> YOUR GOAL
Reproduce the data below in full and exclude every picture.

> MATERIAL PROVIDED

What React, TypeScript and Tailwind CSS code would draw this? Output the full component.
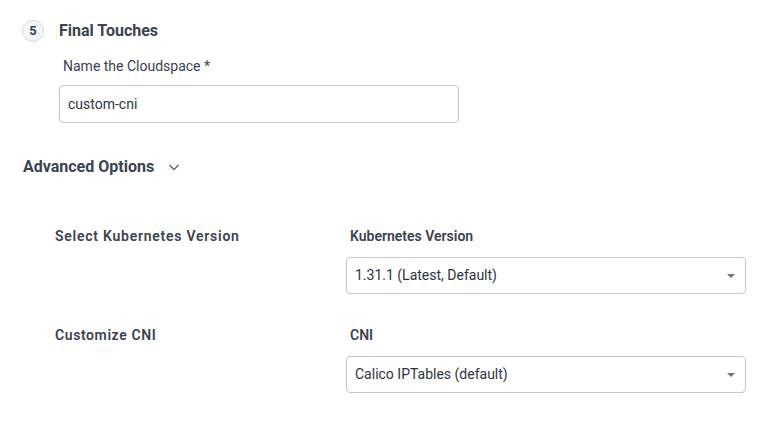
import React from "react";

const font = { fontFamily: 'Roboto, "Noto Sans", sans-serif' };

const Caret = () => (
  <svg width="8" height="4" viewBox="0 0 8 4" className="text-[#6b7280]">
    <path d="M0 0h8L4 4z" fill="currentColor" />
  </svg>
);

const Chevron = () => (
  <svg width="12" height="8" viewBox="0 0 12 8" fill="none" stroke="#5b6270" strokeWidth="1.3">
    <path d="M1.5 2l4.5 4.5L10.5 2" />
  </svg>
);

const SelectBox = ({ value }: { value: string }) => (
  <div className="flex h-[37px] w-[400px] items-center justify-between rounded-[4px] border border-[#c4c7cc] bg-white pl-[8px] pr-[10px] text-[14px] text-[#2f3440]">
    <span>{value}</span>
    <Caret />
  </div>
);

export default function App() {
  return (
    <div className="min-h-[422px] w-[774px] bg-white text-[#3b4250]" style={font}>
      <div className="flex items-center gap-[15px] pl-[22px] pt-[19px]">
        <div className="flex h-[22px] w-[22px] items-center justify-center rounded-full border border-[#d8dadf] bg-[#f4f5f7] text-[13px] font-bold text-[#3b4250]">
          5
        </div>
        <h2 className="text-[16px] font-bold text-[#3b4250]">Final Touches</h2>
      </div>
      <div className="pl-[59px] pt-[13px]">
        <label className="block pl-[4px] text-[14px] text-[#3b4250]">Name the Cloudspace *</label>
        <div className="mt-[8px] flex h-[38px] w-[400px] items-center rounded-[4px] border border-[#c4c7cc] px-[8px] text-[14px] text-[#2f3440]">
          custom-cni
        </div>
      </div>
      <div className="flex items-center gap-[14px] pl-[23px] pt-[32px]">
        <h3 className="text-[16px] font-bold text-[#3b4250]">Advanced Options</h3>
        <Chevron />
      </div>
      <div className="grid grid-cols-[291px_400px] gap-y-[31px] pl-[55px] pt-[47px]">
        <div className="text-[14px] font-semibold tracking-[0.75px] text-[#3b4250]">Select Kubernetes Version</div>
        <div>
          <div className="pl-[4px] text-[14px] font-semibold text-[#3b4250]">Kubernetes Version</div>
          <div className="mt-[10px]">
            <SelectBox value="1.31.1 (Latest, Default)" />
          </div>
        </div>
        <div className="text-[14px] font-semibold tracking-[0.6px] text-[#3b4250]">Customize CNI</div>
        <div>
          <div className="pl-[4px] text-[14px] font-semibold text-[#3b4250]">CNI</div>
          <div className="mt-[10px]">
            <SelectBox value="Calico IPTables (default)" />
          </div>
        </div>
      </div>
    </div>
  );
}
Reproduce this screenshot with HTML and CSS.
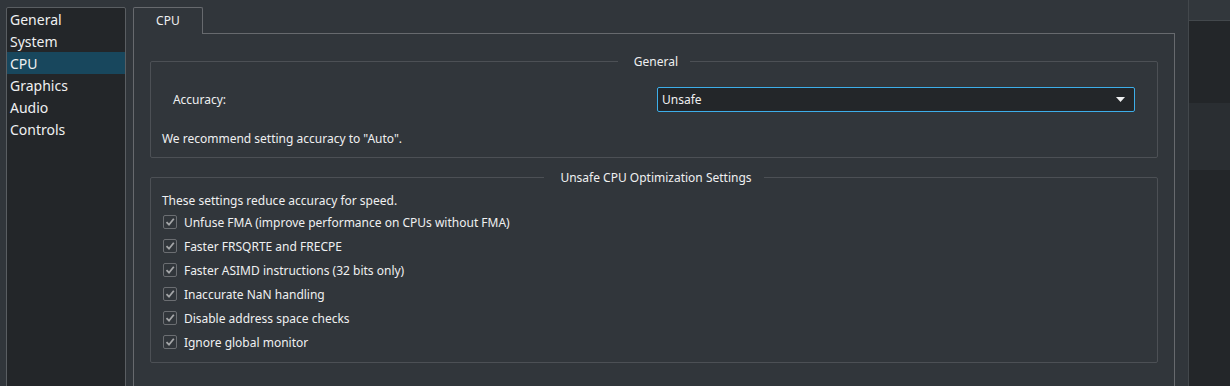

> REPLY
What React, TypeScript and Tailwind CSS code would draw this? Output the full component.
import React from "react";

const font = { fontFamily: 'Roboto, "Noto Sans", sans-serif' };

const Caret = () => (
  <svg width="8" height="4" viewBox="0 0 8 4" className="text-[#6b7280]">
    <path d="M0 0h8L4 4z" fill="currentColor" />
  </svg>
);

const Chevron = () => (
  <svg width="12" height="8" viewBox="0 0 12 8" fill="none" stroke="#5b6270" strokeWidth="1.3">
    <path d="M1.5 2l4.5 4.5L10.5 2" />
  </svg>
);

const SelectBox = ({ value }: { value: string }) => (
  <div className="flex h-[37px] w-[400px] items-center justify-between rounded-[4px] border border-[#c4c7cc] bg-white pl-[8px] pr-[10px] text-[14px] text-[#2f3440]">
    <span>{value}</span>
    <Caret />
  </div>
);

export default function App() {
  return (
    <div className="min-h-[422px] w-[774px] bg-white text-[#3b4250]" style={font}>
      <div className="flex items-center gap-[15px] pl-[22px] pt-[19px]">
        <div className="flex h-[22px] w-[22px] items-center justify-center rounded-full border border-[#d8dadf] bg-[#f4f5f7] text-[13px] font-bold text-[#3b4250]">
          5
        </div>
        <h2 className="text-[16px] font-bold text-[#3b4250]">Final Touches</h2>
      </div>
      <div className="pl-[59px] pt-[13px]">
        <label className="block pl-[4px] text-[14px] text-[#3b4250]">Name the Cloudspace *</label>
        <div className="mt-[8px] flex h-[38px] w-[400px] items-center rounded-[4px] border border-[#c4c7cc] px-[8px] text-[14px] text-[#2f3440]">
          custom-cni
        </div>
      </div>
      <div className="flex items-center gap-[14px] pl-[23px] pt-[32px]">
        <h3 className="text-[16px] font-bold text-[#3b4250]">Advanced Options</h3>
        <Chevron />
      </div>
      <div className="grid grid-cols-[291px_400px] gap-y-[31px] pl-[55px] pt-[47px]">
        <div className="text-[14px] font-semibold tracking-[0.75px] text-[#3b4250]">Select Kubernetes Version</div>
        <div>
          <div className="pl-[4px] text-[14px] font-semibold text-[#3b4250]">Kubernetes Version</div>
          <div className="mt-[10px]">
            <SelectBox value="1.31.1 (Latest, Default)" />
          </div>
        </div>
        <div className="text-[14px] font-semibold tracking-[0.6px] text-[#3b4250]">Customize CNI</div>
        <div>
          <div className="pl-[4px] text-[14px] font-semibold text-[#3b4250]">CNI</div>
          <div className="mt-[10px]">
            <SelectBox value="Calico IPTables (default)" />
          </div>
        </div>
      </div>
    </div>
  );
}
Reproduce this screenshot with HTML and CSS.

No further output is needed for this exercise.